Begun in 1973, the event remains sailing's pre-eminent round-the-world yacht race and one of the most coveted prizes in the sport.

Yau Tong resident Cheng's love for sailing started when he used to work in the marine industry as a shipyard engineer in Hong Kong. Now 33, Cheng has "retired" and is a full-time sailor.

"I was also part of the China Team at the last America's Cup and it has not been difficult integrating with the other sailors from the mainland," Cheng said.

"We know each other well, and thankfully my Mandarin is quite good. I have always dreamed of taking part in an ocean race and that is why I'm here."

For these sailors it means carrying the hopes of their country on their shoulders and becoming part of a sailing legacy in China
John Thorn

Cheng represented Hong Kong in the dinghy class at Asian and world level in the late '90s.
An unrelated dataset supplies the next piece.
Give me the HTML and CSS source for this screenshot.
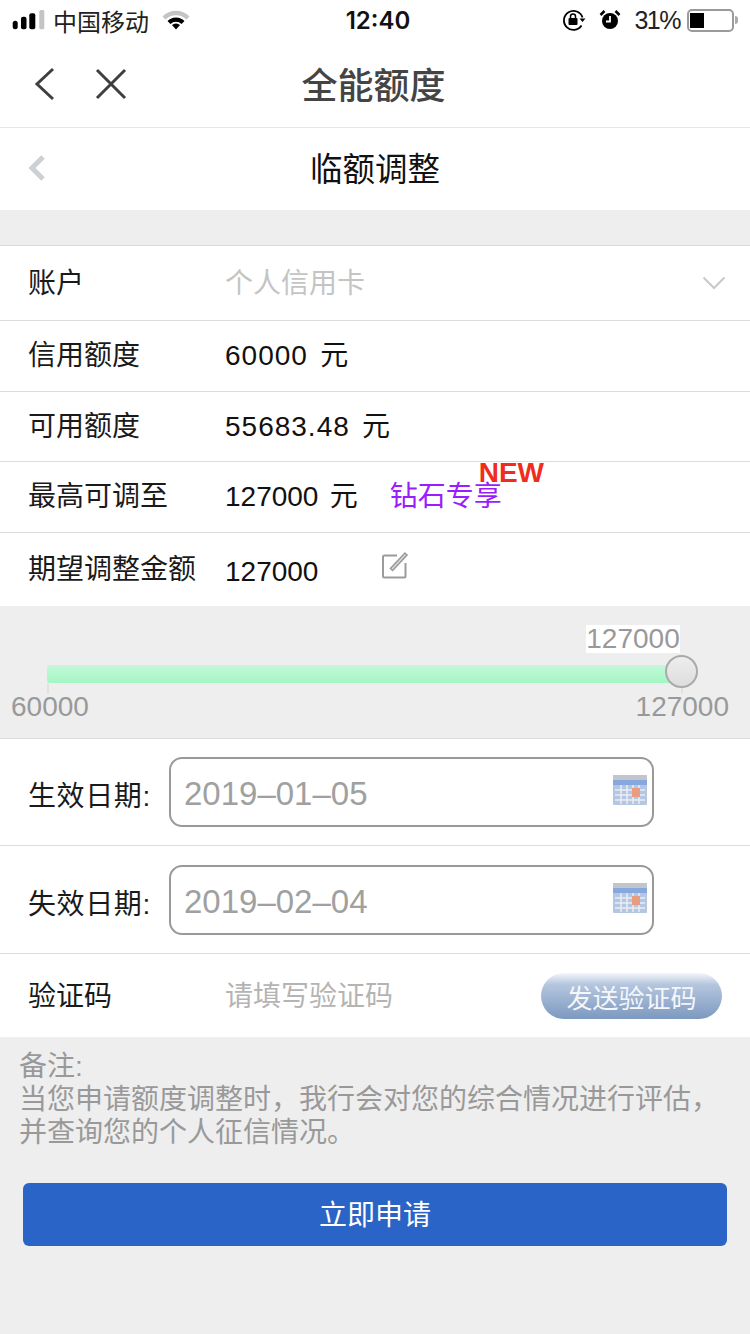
FILE: index.html
```html
<!DOCTYPE html>
<html lang="zh-CN">
<head>
    <meta charset="UTF-8">
    <meta name="viewport" content="width=device-width, initial-scale=1.0">
    <title>全能额度</title>
    <link rel="stylesheet" href="styles.css">
</head>
<body>
    <div class="status-bar">
        <div class="status-left">
            <svg class="signal" width="34" height="20" viewBox="0 0 34 20">
                <rect x="0.700" y="10.700" width="5" height="8.600" rx="2.500" fill="#000"/>
                <rect x="9" y="6.700" width="5.500" height="12.600" rx="2" fill="#000"/>
                <rect x="17.300" y="3.300" width="6" height="16" rx="2" fill="#000"/>
                <rect x="27.300" y="0" width="5" height="19.300" rx="1.500" fill="#c4c4c4"/>
            </svg>
            <span class="carrier">中国移动</span>
            <svg class="wifi" width="30" height="22" viewBox="0 0 30 22">
                <path d="M1.500 7.500 A19 19 0 0 1 28.500 7.500 L25.500 10.500 A15 15 0 0 0 4.500 10.500 Z" fill="#c4c4c4"/>
                <path d="M6.500 12 A12 12 0 0 1 23.500 12 L20.500 15 A8 8 0 0 0 9.500 15 Z" fill="#000"/>
                <path d="M11 16 A6 6 0 0 1 19 16 L15 20.500 Z" fill="#000"/>
            </svg>
        </div>
        <div class="status-time">12:40</div>
        <div class="status-right">
            <svg class="lock" width="24" height="24" viewBox="0 0 24 24">
                <path d="M20.500 9.500 A9.500 9.500 0 1 0 19.500 17.500" fill="none" stroke="#000" stroke-width="1.800"/>
                <path d="M17.500 10.500 h6 l-3 3.500 z" fill="#000"/>
                <rect x="6.500" y="10" width="9" height="7" rx="1" fill="#000"/>
                <path d="M8.500 10 V8.500 a2.500 2.500 0 0 1 5 0 V10" fill="none" stroke="#000" stroke-width="1.500"/>
            </svg>
            <svg class="alarm" width="22" height="22" viewBox="0 0 22 22">
                <circle cx="11" cy="12" r="8" fill="#000"/>
                <path d="M11 7 V12.500 H7" fill="none" stroke="#fff" stroke-width="1.800"/>
                <path d="M1.500 6 L5.500 2 M20.500 6 L16.500 2" stroke="#000" stroke-width="2.500"/>
            </svg>
            <span class="battery-text">31%</span>
            <div class="battery"><div class="battery-fill"></div></div>
            <div class="battery-tip"></div>
        </div>
    </div>

    <div class="nav-bar">
        <div class="nav-icons">
            <svg width="24" height="34" viewBox="0 0 24 34"><path d="M20 2 L4 17 L20 32" fill="none" stroke="#3f3f3f" stroke-width="3"/></svg>
            <svg width="32" height="32" viewBox="0 0 32 32"><path d="M2 2 L30 30 M30 2 L2 30" fill="none" stroke="#3f3f3f" stroke-width="3"/></svg>
        </div>
        <h1 class="nav-title">全能额度</h1>
    </div>

    <div class="sub-header">
        <svg class="sub-back" width="20" height="28" viewBox="0 0 20 28"><path d="M16 3 L5 14 L16 25" fill="none" stroke="#cdd0d4" stroke-width="5"/></svg>
        <h2 class="sub-title">临额调整</h2>
    </div>

    <div class="list">
        <div class="row row-account">
            <span class="row-label">账户</span>
            <span class="row-value placeholder">个人信用卡</span>
            <svg class="chevron" width="24" height="14" viewBox="0 0 24 14"><path d="M1.500 1.500 L12 12 L22.500 1.500" fill="none" stroke="#c9c9c9" stroke-width="2"/></svg>
        </div>
        <div class="row">
            <span class="row-label">信用额度</span>
            <span class="row-value num-wide">60000 元</span>
        </div>
        <div class="row">
            <span class="row-label">可用额度</span>
            <span class="row-value num-wide">55683.48 元</span>
        </div>
        <div class="row">
            <span class="row-label">最高可调至</span>
            <span class="row-value">127000 元</span>
            <span class="vip">钻石专享<span class="vip-new">NEW</span></span>
        </div>
        <div class="row row-expect">
            <span class="row-label">期望调整金额</span>
            <span class="row-value expect-value">127000</span>
            <svg class="edit" width="30" height="30" viewBox="0 0 30 30">
                <path d="M17 5.500 H4.500 a1.500 1.500 0 0 0 -1.500 1.500 V26 a1.500 1.500 0 0 0 1.500 1.500 H24 a1.500 1.500 0 0 0 1.500 -1.500 V13" fill="none" stroke="#9b9b9b" stroke-width="2"/>
                <path d="M11 20 L26.500 3.500" stroke="#9b9b9b" stroke-width="4.500"/>
                <path d="M12 19 L25.500 4.500" stroke="#dcdcdc" stroke-width="1.200"/>
            </svg>
        </div>
    </div>

    <div class="slider-box">
        <div class="slider-current"><span>127000</span></div>
        <div class="slider-track">
            <div class="slider-thumb"></div>
        </div>
        <div class="slider-scale">
            <span>60000</span>
            <span>127000</span>
        </div>
    </div>

    <div class="form">
        <div class="date-row">
            <span class="date-label">生效日期:</span>
            <div class="date-input">
                <span>2019–01–05</span>
                <svg class="calendar" width="34" height="30" viewBox="0 0 34 30">
                    <rect width="34" height="30" rx="1" fill="#b4c6e2"/>
                    <rect width="34" height="5" fill="#c2c5cb"/>
                    <rect y="5" width="34" height="5" fill="#86a8de"/>
                    <path d="M2 15 H32 M2 20 H32 M2 25 H32 M8 10 V29 M14 10 V29 M20 10 V29 M26 10 V29" stroke="#e8edf4" stroke-width="1.500"/>
                    <rect x="19" y="13" width="8" height="9" fill="#e89c80"/>
                </svg>
            </div>
        </div>
        <div class="date-row">
            <span class="date-label">失效日期:</span>
            <div class="date-input">
                <span>2019–02–04</span>
                <svg class="calendar" width="34" height="30" viewBox="0 0 34 30">
                    <rect width="34" height="30" rx="1" fill="#b4c6e2"/>
                    <rect width="34" height="5" fill="#c2c5cb"/>
                    <rect y="5" width="34" height="5" fill="#86a8de"/>
                    <path d="M2 15 H32 M2 20 H32 M2 25 H32 M8 10 V29 M14 10 V29 M20 10 V29 M26 10 V29" stroke="#e8edf4" stroke-width="1.500"/>
                    <rect x="19" y="13" width="8" height="9" fill="#e89c80"/>
                </svg>
            </div>
        </div>
        <div class="code-row">
            <span class="row-label">验证码</span>
            <span class="code-placeholder">请填写验证码</span>
            <button class="send-btn">发送验证码</button>
        </div>
    </div>

    <div class="note">
        <div>备注:</div>
        <div>当您申请额度调整时，我行会对您的综合情况进行评估，并查询您的个人征信情况。</div>
    </div>

    <div class="apply">
        <button class="apply-btn">立即申请</button>
    </div>
</body>
</html>
```

FILE: styles.css
```css
* {
    box-sizing: border-box;
}
html, body {
    margin: 0;
    padding: 0;
}
body {
    width: 750px;
    height: 1334px;
    overflow: hidden;
    background-color: #eeeeee;
    font-family: "Liberation Sans", "Noto Sans CJK SC", sans-serif;
    color: #111;
}
.status-bar {
    height: 44px;
    background: white;
    padding: 0 12px 4px 12px;
    display: flex;
    align-items: center;
    justify-content: space-between;
}
.status-left {
    display: flex;
    align-items: center;
    width: 256px;
}
.carrier {
    font-size: 24px;
    color: #222;
    margin-left: 7px;
    margin-right: 12px;
}
.status-time {
    font-family: Inter, "Liberation Sans", sans-serif;
    font-size: 24px;
    font-weight: 600;
    color: #111;
}
.status-right {
    display: flex;
    align-items: center;
    width: 250px;
    justify-content: flex-end;
}
.lock {
    margin-right: 13px;
}
.alarm {
    margin-right: 13px;
}
.battery-text {
    font-size: 25px;
    letter-spacing: -1.500px;
    color: #222;
    margin-right: 7px;
}
.battery {
    width: 47px;
    height: 23px;
    border: 2px solid #9a9a9a;
    border-radius: 5px;
    padding: 2px 1px;
}
.battery-fill {
    width: 14px;
    height: 100%;
    background: #000;
}
.battery-tip {
    width: 3px;
    height: 8px;
    margin-left: 1px;
    background: #aaa;
    border-radius: 0 3px 3px 0;
}
.nav-bar {
    height: 84px;
    background: white;
    border-bottom: 1px solid #e6e6e6;
    display: flex;
    align-items: center;
    justify-content: center;
    position: relative;
}
.nav-icons {
    position: absolute;
    left: 33px;
    top: 23px;
    display: flex;
    align-items: center;
    gap: 38px;
}
.nav-title {
    margin: 0;
    font-size: 36px;
    font-weight: 500;
    color: #444;
    padding: 0 3px 6px 0;
}
.sub-header {
    height: 82px;
    background: white;
    display: flex;
    align-items: center;
    justify-content: center;
    position: relative;
}
.sub-back {
    position: absolute;
    left: 27px;
    top: 26px;
}
.sub-title {
    margin: 0;
    font-size: 32.500px;
    font-weight: 400;
    color: #111;
    padding-bottom: 6px;
}
.list {
    margin-top: 35px;
    background: white;
    border-top: 1px solid #dcdcdc;
}
.row {
    height: 70.500px;
    border-bottom: 1px solid #dcdcdc;
    display: flex;
    align-items: center;
    padding: 0 0 5px 28px;
    font-size: 28px;
    position: relative;
}
.row-account {
    height: 75px;
}
.row-expect {
    height: 73.500px;
    border-bottom: none;
}
.row-label {
    width: 197px;
    font-size: 28px;
    color: #1a1a1a;
    flex-shrink: 0;
}
.row-value {
    font-size: 28px;
    color: #111;
    word-spacing: 3.500px;
}
.num-wide {
    letter-spacing: 1px;
}
.placeholder {
    color: #c4c4c4;
}
.chevron {
    position: absolute;
    right: 24px;
    top: 30px;
}
.vip {
    margin-left: 32px;
    color: #9b1cff;
    position: relative;
}
.vip-new {
    position: absolute;
    left: 89px;
    top: -18px;
    color: #f02c1c;
    font-size: 28px;
    font-weight: bold;
    line-height: 1.200;
}
.expect-value {
    width: 155px;
    padding-top: 10px;
}
.edit {
    margin-top: -3px;
}
.slider-box {
    height: 133px;
    border-bottom: 1px solid #dcdcdc;
    padding-top: 19px;
}
.slider-current {
    height: 28px;
    margin-left: 586px;
}
.slider-current span {
    display: inline-block;
    width: 94px;
    background: white;
    color: #999;
    font-size: 28px;
    line-height: 28px;
    text-align: center;
}
.slider-track {
    margin: 12px 0 0 47px;
    width: 635px;
    height: 18px;
    border-radius: 3px;
    background: linear-gradient(#c4f8d8, #a4f6c4);
    position: relative;
}
.slider-track::before,
.slider-track::after {
    content: "";
    position: absolute;
    top: 100%;
    width: 2px;
    height: 11px;
    background: #e2e2e2;
}
.slider-track::before {
    left: 0;
}
.slider-track::after {
    right: -1px;
}
.slider-thumb {
    position: absolute;
    right: -16px;
    top: -10px;
    width: 33px;
    height: 33px;
    border: 2px solid #aaa;
    border-radius: 50%;
    background: linear-gradient(#eeeeee, #dddddd);
    z-index: 1;
}
.slider-scale {
    display: flex;
    justify-content: space-between;
    padding: 8px 21px 0 11px;
    font-size: 28px;
    line-height: 32px;
    color: #999;
}
.form {
    background: white;
}
.date-row {
    height: 108px;
    border-bottom: 1px solid #dcdcdc;
    display: flex;
    align-items: center;
    padding-left: 28px;
}
.date-row:first-child {
    height: 107px;
}
.date-label {
    width: 141px;
    margin-top: 4px;
    font-size: 28px;
    letter-spacing: 0.600px;
    color: #1a1a1a;
    flex-shrink: 0;
}
.date-input {
    width: 485px;
    height: 70px;
    border: 2px solid #999;
    border-radius: 13px;
    display: flex;
    align-items: center;
    justify-content: space-between;
    padding: 4px 5px 0 13px;
    font-size: 33px;
    color: #a0a0a0;
}
.calendar {
    margin-top: -8px;
    filter: blur(0.500px);
}
.code-row {
    height: 83px;
    display: flex;
    align-items: center;
    padding-left: 28px;
}
.code-row .row-label,
.code-placeholder {
    margin-bottom: 3px;
}
.code-placeholder {
    font-size: 28px;
    color: #b4b4b4;
}
.send-btn {
    margin-left: auto;
    margin-right: 28px;
    width: 181px;
    height: 46px;
    border: none;
    border-radius: 23px;
    background: linear-gradient(#f3f6fa, #b5c6de 25%, #7c99c0);
    color: #f4f6fa;
    font-size: 26px;
    font-family: inherit;
    padding: 2px 0 0;
}
.note {
    padding: 13px 19px 0;
    font-size: 28px;
    line-height: 33px;
    color: #999;
}
.apply {
    padding: 34px 23px 0;
}
.apply-btn {
    width: 100%;
    height: 63px;
    border: none;
    border-radius: 6px;
    background: #2a64c6;
    color: white;
    font-size: 28px;
    font-family: inherit;
    padding: 0 0 4px;
}
```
He is confident Dongfeng can hold their own against the best.

Another successful candidate is Liu Ming, who has been sailing for over 10 years: "I'm confident and full of passion to accept this challenge. It may be the most important voyage of my life," said Liu. Olympic dinghy Laser sailor Shen Sheng, who represented his country at the Beijing Olympics, also made the cut.

Thorn said: "There is a lot of experience among this lot and all are good sailors. But we will still have some crew from overseas and probably the skipper too will be foreign. We haven't yet decided who that will be as yet."

Team director Bruno Dubois was delighted by the candidates' interest. "The fact that we had an Olympic athlete taking part in the first trials gives you an idea of the calibre of the applicants. However, this is where the hard work really begins for these eight sailors to try and earn a place onboard the boat for the race.

"These men have a tough time ahead, sailing around the world in the Volvo Ocean Race is a huge achievement in itself, but for these sailors it means carrying the hopes of their country on their shoulders and becoming part of a sailing legacy in China."